La violazione del principio di proporzionalità non può neppure essere superata demandando alla fase esecutiva dell’estrapolazione dei dati la perimetrazione di quelli rilevanti.

In effetti, la giurisprudenza già citata ha ampiamente chiarito come l’indicazione dei criteri di selezione e dei tempi di esecuzione di tali operazioni non può che essere contenuta nel decreto che dispone il sequestro, costituendo un presupposto di legittimità della misura.

Per quanto concerne, infine, il profilo relativo all’interesse del ricorrente ad impugnare il decreto di sequestro “omnicomprensivo”, si deve dare atto che, secondo alcune pronunce, ove il vincolo riguardi dispositivi elettronici, contenenti dati informatici, già restituiti all’avente diritto in esito all’estrazione di “copia forense”, è ammissibile la richiesta di riesame finalizzata alla verifica della proporzionalità del mezzo di ricerca della prova rispetto ai dati personali non rilevanti a fini investigativi nel solo caso in cui sia dimostrata la sussistenza di un interesse concreto ed attuale alla disponibilità esclusiva dei dati contenuti nella copia estratta (Sez. 2, n. 37409 del 10/9/2024, Rv. 286989).

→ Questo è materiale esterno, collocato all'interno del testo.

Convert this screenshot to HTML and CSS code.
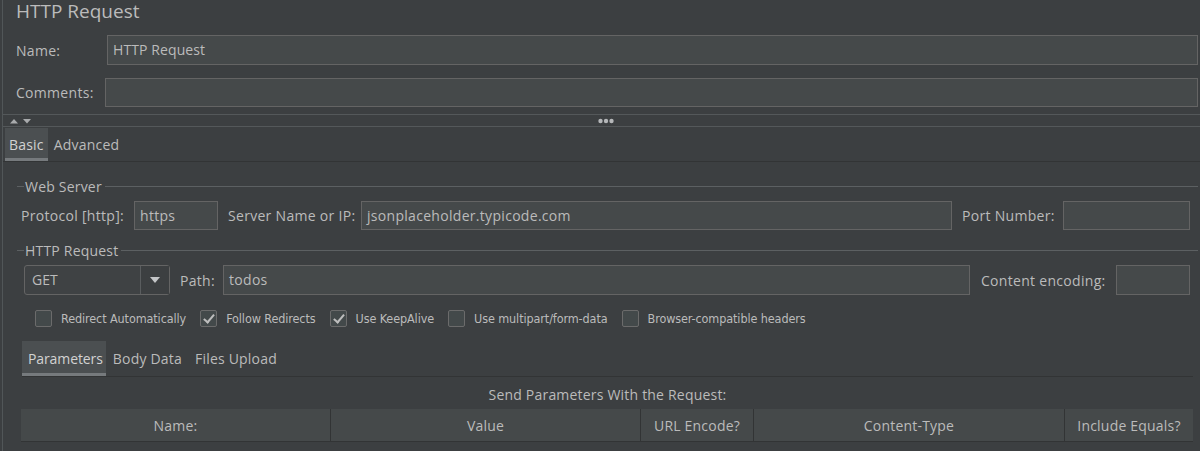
FILE: index.html
```html
<!DOCTYPE html>
<html>
    <head>
        <link rel="stylesheet" href="styles.css">
    </head>
    <body>
        <div class="panel">
            <div class="title">HTTP Request</div>
            <div class="row name-row">
                <label class="lbl name-lbl">Name:</label>
                <div class="field grow">HTTP Request</div>
            </div>
            <div class="row comments-row">
                <label class="lbl comments-lbl">Comments:</label>
                <div class="field grow"></div>
            </div>
            <div class="splitter">
                <span class="arrows">
                    <svg width="24" height="8" viewBox="0 0 24 8">
                        <polygon points="1,6.5 5,2 9,6.5" fill="#a9abad"/>
                        <polygon points="14,2 22,2 18,6.5" fill="#a9abad"/>
                    </svg>
                </span>
                <span class="dots">
                    <svg width="16" height="6" viewBox="0 0 16 6">
                        <circle cx="2.5" cy="3" r="2.2" fill="#b5b7b9"/>
                        <circle cx="8" cy="3" r="2.2" fill="#b5b7b9"/>
                        <circle cx="13.5" cy="3" r="2.2" fill="#b5b7b9"/>
                    </svg>
                </span>
            </div>
            <div class="tabs main-tabs">
                <div class="tab selected">Basic</div>
                <div class="tab">Advanced</div>
            </div>

            <div class="section web-server">
                <div class="legend"><span>Web Server</span></div>
                <div class="row">
                    <label class="lbl protocol-lbl">Protocol [http]:</label>
                    <div class="field protocol">https</div>
                    <label class="lbl server-lbl">Server Name or IP:</label>
                    <div class="field grow">jsonplaceholder.typicode.com</div>
                    <label class="lbl port-lbl">Port Number:</label>
                    <div class="field port"></div>
                </div>
            </div>

            <div class="section http-request">
                <div class="legend"><span>HTTP Request</span></div>
                <div class="row">
                    <div class="combo">
                        <span class="combo-value">GET</span>
                        <span class="combo-btn">
                            <svg width="10" height="6" viewBox="0 0 10 6">
                                <polygon points="0,0 10,0 5,6" fill="#c4c6c8"/>
                            </svg>
                        </span>
                    </div>
                    <label class="lbl path-lbl">Path:</label>
                    <div class="field grow">todos</div>
                    <label class="lbl enc-lbl">Content encoding:</label>
                    <div class="field encoding"></div>
                </div>
                <div class="checks">
                    <span class="check"><span class="box"></span>Redirect Automatically</span>
                    <span class="check"><span class="box checked"></span>Follow Redirects</span>
                    <span class="check"><span class="box checked"></span>Use KeepAlive</span>
                    <span class="check"><span class="box"></span>Use multipart/form-data</span>
                    <span class="check"><span class="box"></span>Browser-compatible headers</span>
                </div>
            </div>

            <div class="params">
                <div class="tabs sub-tabs">
                    <div class="tab selected">Parameters</div>
                    <div class="tab">Body Data</div>
                    <div class="tab">Files Upload</div>
                </div>
                <div class="caption">Send Parameters With the Request:</div>
                <div class="table-head">
                    <div class="col c-name">Name:</div>
                    <div class="col c-value">Value</div>
                    <div class="col c-url">URL Encode?</div>
                    <div class="col c-type">Content-Type</div>
                    <div class="col c-eq">Include Equals?</div>
                </div>
            </div>
        </div>
    </body>
</html>
```

FILE: styles.css
```css
html, body {
    margin: 0;
    height: 100%;
}
body {
    background-color: #3c3f41;
    color: #bbbbbb;
    font-family: "Open Sans", "Noto Sans", sans-serif;
    font-size: 14px;
    overflow: hidden;
}
.panel {
    margin-left: 2px;
    border-left: 1px solid #515658;
    height: 100%;
    box-sizing: border-box;
}
.title {
    font-size: 19px;
    height: 25px;
    line-height: 23px;
    padding-left: 13px;
}
.row {
    display: flex;
    align-items: center;
}
.name-row {
    margin-top: 10px;
    padding-left: 13px;
    padding-right: 2px;
}
.comments-row {
    margin-top: 13px;
    padding-left: 13px;
    padding-right: 2px;
}
.name-lbl {
    width: 91px;
}
.comments-lbl {
    width: 89px;
}
.field {
    height: 28px;
    background-color: #45494a;
    border: 1px solid #646464;
    line-height: 28px;
    padding: 0 5px;
    font-size: 14px;
    letter-spacing: 0.3px;
    color: #bbbbbb;
    white-space: nowrap;
    box-sizing: content-box;
}
.name-row .field {
    letter-spacing: 0.1px;
}
.comments-row .field {
    height: 27px;
}
.grow {
    flex: 1;
}
.splitter {
    margin-top: 7px;
    height: 11px;
    border-top: 1px solid #54585a;
    border-bottom: 1px solid #54585a;
    position: relative;
    display: flex;
    align-items: center;
}
.arrows {
    margin-left: 6px;
    display: flex;
}
.dots {
    position: absolute;
    left: 595px;
    top: 3px;
    display: flex;
}
.tabs {
    display: flex;
    border-bottom: 1px solid #323435;
}
.tab {
    padding: 0 4px;
    font-size: 14px;
    margin-right: 2px;
    box-sizing: border-box;
}
.tab.selected {
    background-color: #4b4f51;
    color: #d2d2d2;
    border-bottom: 3px solid #767a7d;
}
.main-tabs {
    margin-top: 1px;
    padding-left: 2px;
}
.main-tabs .tab {
    height: 33px;
    line-height: 33px;
    letter-spacing: 0.2px;
}
.main-tabs .tab.selected {
    line-height: 30px;
    padding-top: 2px;
}
.section {
    padding-left: 14px;
    padding-right: 2px;
}
.legend {
    display: flex;
    align-items: center;
    height: 16px;
    font-size: 14px;
    letter-spacing: 0.2px;
}
.legend::before {
    content: "";
    width: 7px;
    border-top: 1px solid #5c6062;
}
.legend::after {
    content: "";
    flex: 1;
    border-top: 1px solid #5c6062;
}
.legend span {
    padding: 0 3px 0 1px;
}
.web-server {
    margin-top: 16px;
}
.web-server .row {
    margin-top: 7px;
    padding-left: 4px;
    padding-right: 8px;
}
.lbl {
    font-size: 14px;
    letter-spacing: 0.3px;
    white-space: nowrap;
    flex: none;
}
.web-server .field {
    height: 27px;
    line-height: 27px;
}
.protocol-lbl {
    width: 113px;
}
.protocol {
    width: 72px;
    flex: none;
}
.server-lbl {
    margin-left: 10px;
    width: 133px;
}
.port-lbl {
    margin-left: 10px;
    width: 101px;
}
.port {
    width: 115px;
    flex: none;
}
.http-request {
    margin-top: 12px;
}
.http-request .row {
    margin-top: 7px;
    padding-left: 7px;
    padding-right: 8px;
}
.combo {
    width: 144px;
    height: 28px;
    border: 1px solid #646464;
    border-radius: 3px;
    background-color: #3f4244;
    display: flex;
    flex: none;
}
.combo-value {
    flex: 1;
    line-height: 28px;
    padding-left: 7px;
    font-size: 14px;
    border-right: 1px solid #5a5d5f;
}
.combo-btn {
    width: 28px;
    display: flex;
    align-items: center;
    justify-content: center;
    background-color: #3c3f41;
}
.path-lbl {
    margin-left: 10px;
    width: 43px;
}
.enc-lbl {
    margin-left: 11px;
    width: 135px;
}
.encoding {
    width: 62px;
    flex: none;
}
.checks {
    display: flex;
    margin-top: 15px;
    padding-left: 18px;
    font-family: "DejaVu Sans Condensed", "DejaVu Sans", sans-serif;
    font-size: 12.5px;
    letter-spacing: -0.1px;
}
.check {
    display: flex;
    align-items: center;
    margin-right: 14px;
}
.box {
    width: 15px;
    height: 15px;
    border: 1px solid #6b6b6b;
    border-radius: 2px;
    background-color: #43494a;
    margin-right: 9px;
    position: relative;
}
.box.checked::after {
    content: "";
    position: absolute;
    left: 5px;
    top: 1px;
    width: 4px;
    height: 9px;
    border-right: 2px solid #bdbdbd;
    border-bottom: 2px solid #bdbdbd;
    transform: rotate(40deg);
}
.params {
    margin-top: 14px;
    padding-left: 19px;
    padding-right: 7px;
}
.sub-tabs .tab {
    height: 35px;
    line-height: 35px;
    padding: 0 6px;
    margin-right: 1px;
    letter-spacing: 0.2px;
}
.sub-tabs .tab.selected {
    line-height: 33px;
    padding-top: 1px;
    padding-right: 3px;
    letter-spacing: -0.1px;
}
.caption {
    text-align: center;
    font-size: 14px;
    letter-spacing: 0.2px;
    margin-top: 7px;
    height: 25px;
    line-height: 22px;
}
.table-head {
    display: flex;
    height: 32px;
    margin-left: -1px;
    border-bottom: 1px solid #323435;
}
.col {
    background-color: #45494a;
    text-align: center;
    line-height: 34px;
    font-size: 14px;
    letter-spacing: 0.2px;
    border-right: 1px solid #323435;
}
.c-name { width: 309px; }
.c-value { width: 309px; }
.c-url { width: 112px; }
.c-type { width: 310px; }
.c-eq { flex: 1; border-right: none; }
```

Si tratta di una soluzione che, invero, non pare condivisibile, posto che a fronte del sequestro di dispositivi elettronici per loro natura “personali” in quanto in uso esclusivo del titolare (qual è la tipica ipotesi del sequestro del cellulare), l’interesse alla perimetrazione del sequestro e all’esclusione dell’apprensione massiva dei dati è, sostanzialmente, in re ipsa.

Si ritiene, pertanto, meritevole di condivisione il principio secondo cui in caso di sequestro probatorio di un telefono cellulare contenente dati informatici e pur già restituito all’avente diritto previa estrazione di “copia forense”, sussiste di per sé l’interesse di questi a proporre riesame per la verifica della sussistenza dei presupposti applicativi della misura, senza necessità della dimostrazione relativa alla disponibilità esclusiva di quanto ivi contenuto, essendo lo “smartphone” un dispositivo destinato per sua natura a raccogliere informazioni personali e riservate (Sez. 6, n. 17878 del 3/2/2022, Rv. 283302).